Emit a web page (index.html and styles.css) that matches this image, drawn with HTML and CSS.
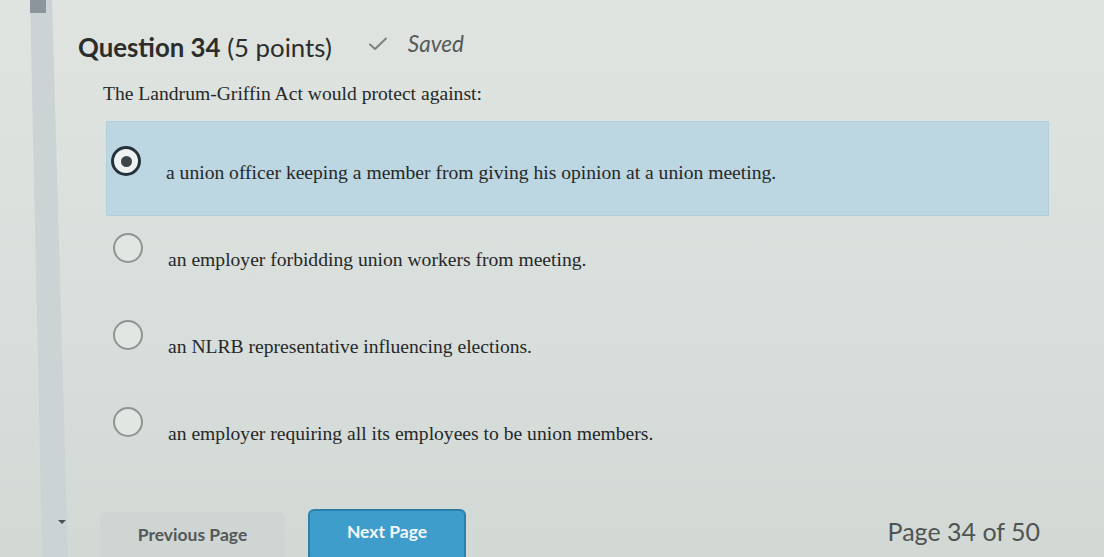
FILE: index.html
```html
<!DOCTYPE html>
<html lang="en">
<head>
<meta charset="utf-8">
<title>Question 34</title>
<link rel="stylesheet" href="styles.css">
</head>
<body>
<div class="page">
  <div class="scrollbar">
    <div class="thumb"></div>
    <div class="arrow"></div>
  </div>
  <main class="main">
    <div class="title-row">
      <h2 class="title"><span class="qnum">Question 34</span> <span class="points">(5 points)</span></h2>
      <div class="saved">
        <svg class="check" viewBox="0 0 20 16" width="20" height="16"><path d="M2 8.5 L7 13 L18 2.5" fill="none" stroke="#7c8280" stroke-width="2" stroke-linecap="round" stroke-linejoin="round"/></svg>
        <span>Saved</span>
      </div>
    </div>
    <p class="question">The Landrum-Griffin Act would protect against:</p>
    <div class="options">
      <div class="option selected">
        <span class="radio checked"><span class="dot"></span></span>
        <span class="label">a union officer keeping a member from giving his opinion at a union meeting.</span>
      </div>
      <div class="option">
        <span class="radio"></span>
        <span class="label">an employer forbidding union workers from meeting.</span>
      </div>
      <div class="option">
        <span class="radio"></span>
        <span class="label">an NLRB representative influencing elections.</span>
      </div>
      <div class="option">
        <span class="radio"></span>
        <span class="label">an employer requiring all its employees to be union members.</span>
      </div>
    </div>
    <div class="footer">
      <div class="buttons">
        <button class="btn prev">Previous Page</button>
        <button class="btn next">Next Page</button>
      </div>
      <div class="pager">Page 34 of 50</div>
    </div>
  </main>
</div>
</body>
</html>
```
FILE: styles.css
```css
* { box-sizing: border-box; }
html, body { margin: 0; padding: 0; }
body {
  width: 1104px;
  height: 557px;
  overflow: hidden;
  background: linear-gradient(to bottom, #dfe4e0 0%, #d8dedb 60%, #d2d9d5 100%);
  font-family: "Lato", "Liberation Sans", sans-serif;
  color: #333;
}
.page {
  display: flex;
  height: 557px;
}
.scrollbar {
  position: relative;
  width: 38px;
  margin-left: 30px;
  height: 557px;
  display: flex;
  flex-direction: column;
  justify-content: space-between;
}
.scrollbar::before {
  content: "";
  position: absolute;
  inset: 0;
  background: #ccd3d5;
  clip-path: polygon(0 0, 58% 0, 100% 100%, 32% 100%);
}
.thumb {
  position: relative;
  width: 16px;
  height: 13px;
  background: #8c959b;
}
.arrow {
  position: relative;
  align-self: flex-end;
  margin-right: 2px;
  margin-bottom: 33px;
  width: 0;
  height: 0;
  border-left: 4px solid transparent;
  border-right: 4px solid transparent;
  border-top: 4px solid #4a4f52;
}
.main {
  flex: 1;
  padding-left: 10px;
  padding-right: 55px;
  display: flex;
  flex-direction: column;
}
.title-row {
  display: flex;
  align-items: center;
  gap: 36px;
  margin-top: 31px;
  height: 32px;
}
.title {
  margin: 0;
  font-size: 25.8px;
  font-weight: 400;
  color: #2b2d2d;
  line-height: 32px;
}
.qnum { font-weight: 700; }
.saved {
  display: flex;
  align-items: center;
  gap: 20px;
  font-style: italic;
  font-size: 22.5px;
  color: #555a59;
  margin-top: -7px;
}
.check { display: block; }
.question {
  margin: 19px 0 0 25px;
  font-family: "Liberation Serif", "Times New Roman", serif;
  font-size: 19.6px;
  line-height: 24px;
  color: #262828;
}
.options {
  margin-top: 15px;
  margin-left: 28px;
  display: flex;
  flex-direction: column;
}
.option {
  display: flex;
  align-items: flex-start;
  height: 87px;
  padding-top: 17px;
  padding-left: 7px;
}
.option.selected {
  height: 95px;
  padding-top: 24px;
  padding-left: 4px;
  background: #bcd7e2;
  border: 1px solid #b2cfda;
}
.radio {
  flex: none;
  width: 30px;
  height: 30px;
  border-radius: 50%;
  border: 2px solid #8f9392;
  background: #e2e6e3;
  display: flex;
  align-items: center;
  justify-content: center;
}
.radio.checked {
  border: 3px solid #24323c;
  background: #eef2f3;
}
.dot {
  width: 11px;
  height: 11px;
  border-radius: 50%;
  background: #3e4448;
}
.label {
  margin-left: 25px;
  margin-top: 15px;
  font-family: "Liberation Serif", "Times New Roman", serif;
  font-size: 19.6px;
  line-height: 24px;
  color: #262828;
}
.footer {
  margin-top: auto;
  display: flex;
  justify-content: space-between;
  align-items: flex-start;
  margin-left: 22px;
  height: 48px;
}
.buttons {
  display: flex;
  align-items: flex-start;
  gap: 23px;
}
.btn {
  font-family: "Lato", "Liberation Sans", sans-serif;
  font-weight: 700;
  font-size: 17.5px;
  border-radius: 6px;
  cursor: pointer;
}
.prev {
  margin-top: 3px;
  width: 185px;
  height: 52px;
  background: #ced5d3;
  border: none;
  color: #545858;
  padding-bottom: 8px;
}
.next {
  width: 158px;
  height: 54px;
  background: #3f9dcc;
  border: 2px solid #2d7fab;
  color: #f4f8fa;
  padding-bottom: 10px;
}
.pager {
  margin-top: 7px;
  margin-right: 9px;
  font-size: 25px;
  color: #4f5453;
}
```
+ + + +
## GIVEN TASK
Determine how many lines of the material include the string "styles". Output only that count.

## ANSWER TO THIS PROBLEM
3